Spiritually I was in denial . . . and had been for years. Scratch the surface and there was a sense of being little more than a zombie. My life was a blur. Briefly I would wake up, look around in momentary wonder, then without even noticing it, be back on autopilot again. Horribly, I appeared to wake up for only long enough to know I was asleep, and then I was asleep again. Yet, almost perversely, I refused to commit myself heart and soul to trying to do something about it.

I had exhausted the small stock of Renaissance music at the library (Josquin des Pres, then Lassus and Tallis, then Palestrina and compilation discs of lesser masters, finally doubling back to the roots in Dunstaple and Dufay). I wasn't far short of a lovesick teenager as I wandered through the night and rain, playing and replaying Lassus's Infelix Ego. With its dark ecstatic surges, surely the motet is one of the most haunting pieces of all Renaissance music . . .

For a moment I saw into the mind of God. Everything was equal--that was the secret. All creation was of a piece. Problems, and this was as clear as a bell, can never be solved, they can only be transcended. All you can do is step back into a larger and more inclusive frame; and in that bigger frame things are perfect just the way they are.

I appeared to have come down and be functioning quite normally again. Unbeknownst to me, a new phenomenon had appeared in my sessions: one referred to in the clinical literature as, ominously, "illusory sobering up." This is when, in the middle of a trip, you suddenly feel you have come right down, and the trip is now over. This, and the point needs stressing, is emphatically not the case.

How to convey the overwhelming conviction tripping conveys? It's not that you can't see consensual reality, it's that you are in the grip of something immeasurably more real . . .

In such stable absence of mental activity, any Tom, Dick, or Harry could see what the Buddha saw: that the one place, the only place, where there is no confusion or suffering is the immediate present moment. Perceived thus, every instant is potentially sacramental.

I had just been reading, for the first time ever, The Iliad, and been struck by the spiritual dimension that is tacit in all the great epics, the way aristocratic cultures since the dawn of time have been predicated on risking your life. Was the way of the warrior, however hideous the carnage, more authentic than the self-manipulation of the contemplative?

This, so far as I remember, was the first time I tried to think through the idea of developing a new approach to meditation, one working in tandem with psychedelics.
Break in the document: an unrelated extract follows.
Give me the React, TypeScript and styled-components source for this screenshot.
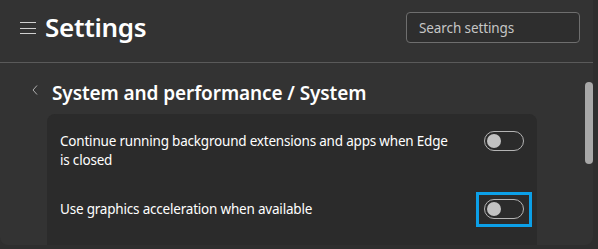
import React from "react";
import styled, { createGlobalStyle } from "styled-components";

const Global = createGlobalStyle`
  html, body { margin: 0; padding: 0; background: #2e2e2e; }
  body { font-family: "Segoe UI", "Noto Sans", "Open Sans", sans-serif; color: #fff; }
  * { box-sizing: border-box; }
`;

const Window = styled.div`
  position: relative;
  width: 593px;
  height: 245px;
  background: #333333;
  border-radius: 0 0 8px 8px;
  overflow: hidden;
`;

const Header = styled.header`
  height: 63px;
  display: flex;
  align-items: center;
  padding: 0 13px 0 20px;
  border-bottom: 1px solid #5a5a5a;
`;

const Menu = styled.div`
  width: 16px;
  height: 12px;
  display: flex;
  flex-direction: column;
  justify-content: space-between;
  margin-top: -6px;
  span { display: block; height: 1px; background: #d0d0d0; }
`;

const Title = styled.h1`
  margin: -8px 0 0 9px;
  font-size: 26px;
  font-weight: 600;
  letter-spacing: -0.3px;
  flex: 1;
`;

const Search = styled.div`
  width: 174px;
  height: 31px;
  margin-top: -7px;
  border: 1px solid #6e6e6e;
  border-radius: 4px;
  background: #2e2e2e;
  display: flex;
  align-items: center;
  padding-left: 12px;
  font-size: 13.5px;
  letter-spacing: -0.1px;
  color: #c6c6c6;
`;

const Content = styled.main`
  padding: 14px 0 0 47px;
`;

const Crumb = styled.div`
  display: flex;
  align-items: center;
  height: 32px;
  margin-left: -15px;
`;

const Back = styled.span`
  width: 6px;
  display: flex;
  margin-top: -6px;
  margin-right: 14px;
`;

const Heading = styled.h2`
  margin: 0;
  font-size: 19px;
  font-weight: 600;
  letter-spacing: -0.1px;
`;

const Card = styled.section`
  margin-top: 5px;
  width: 490px;
  height: 140px;
  background: #2b2b2b;
  border-radius: 8px 8px 0 0;
`;

const Row = styled.div<{ $top: number }>`
  display: flex;
  justify-content: space-between;
  align-items: flex-start;
  padding: ${(p) => p.$top}px 13px 0;
`;

const Label = styled.div`
  max-width: 400px;
  font-size: 13.5px;
  letter-spacing: -0.2px;
  line-height: 19px;
  color: #ffffff;
`;

const Toggle = styled.div`
  width: 40px;
  height: 20px;
  margin-top: -1px;
  border: 1px solid #b4b4b4;
  border-radius: 10px;
  display: flex;
  align-items: center;
  padding-left: 2px;
  flex-shrink: 0;
  span { width: 14px; height: 14px; border-radius: 50%; background: #c2c2c2; }
`;

const FocusRing = styled.div`
  margin: -8px -8px 0 0;
  padding: 5px;
  border: 3px solid #0ca0e8;
  flex-shrink: 0;
  display: flex;
`;

const Thumb = styled.div`
  position: absolute;
  top: 82px;
  right: 0;
  width: 8px;
  height: 82px;
  border-radius: 4px;
  background: #a8a8a8;
`;

export default function App() {
  return (
    <>
      <Global />
      <Window>
        <Header>
          <Menu><span /><span /><span /></Menu>
          <Title>Settings</Title>
          <Search>Search settings</Search>
        </Header>
        <Content>
          <Crumb>
            <Back>
              <svg width="6" height="10" viewBox="0 0 6 10"><path d="M5 0.5 L1 5 L5 9.5" stroke="#b0b0b0" strokeWidth="1" fill="none" /></svg>
            </Back>
            <Heading>System and performance / System</Heading>
          </Crumb>
          <Card>
            <Row $top={18}>
              <Label>Continue running background extensions and apps when Edge is closed</Label>
              <Toggle><span /></Toggle>
            </Row>
            <Row $top={30}>
              <Label>Use graphics acceleration when available</Label>
              <FocusRing>
                <Toggle><span /></Toggle>
              </FocusRing>
            </Row>
          </Card>
        </Content>
        <Thumb />
      </Window>
    </>
  );
}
Could acid be used to blast apart the almost solid masses of conditioning--while some more-sedate practice was used to digest what happened and familiarize oneself with its implications?

In such a perfect world I finally felt free to die. Why, or so it was impressed upon me that evening, we hang on to life so desperately is because we are enjoying it so little; but once we are living life to the full, then the meaning of death changes entirely. Somehow it becomes the consummation of life.

I had always imagined that compassion was a "virtue" that rare individuals managed to cultivate: this no longer seemed to be the case. Compassion appeared much more of a reflex instinct, one almost automatically associated with ego loss. Poor people, I murmured to myself as I wandered through the drunken evening. Poor, poor people!

If music had played the role of spiritual compass, then the trip journals had provided an equally vital space in which the sessions could be logged, their details recorded, and the process of working-through initiated. Here we are face to face with perhaps the single most important factor setting psychedelics apart from any previous spiritual path. Traditionally, spiritual breakthrough would have been preceded by years of devotion and steady practice. It would have been rooted, contextualized, in daily life from the first, whereas with psychedelics everything works the other way around. First there's the breakthrough, then the devotion and the practice. I guess that's the only way it can happen in a society of such doctrinaire materialism--but it puts unprecedented emphasis on keeping memory of the breakthrough alive and working through its implications.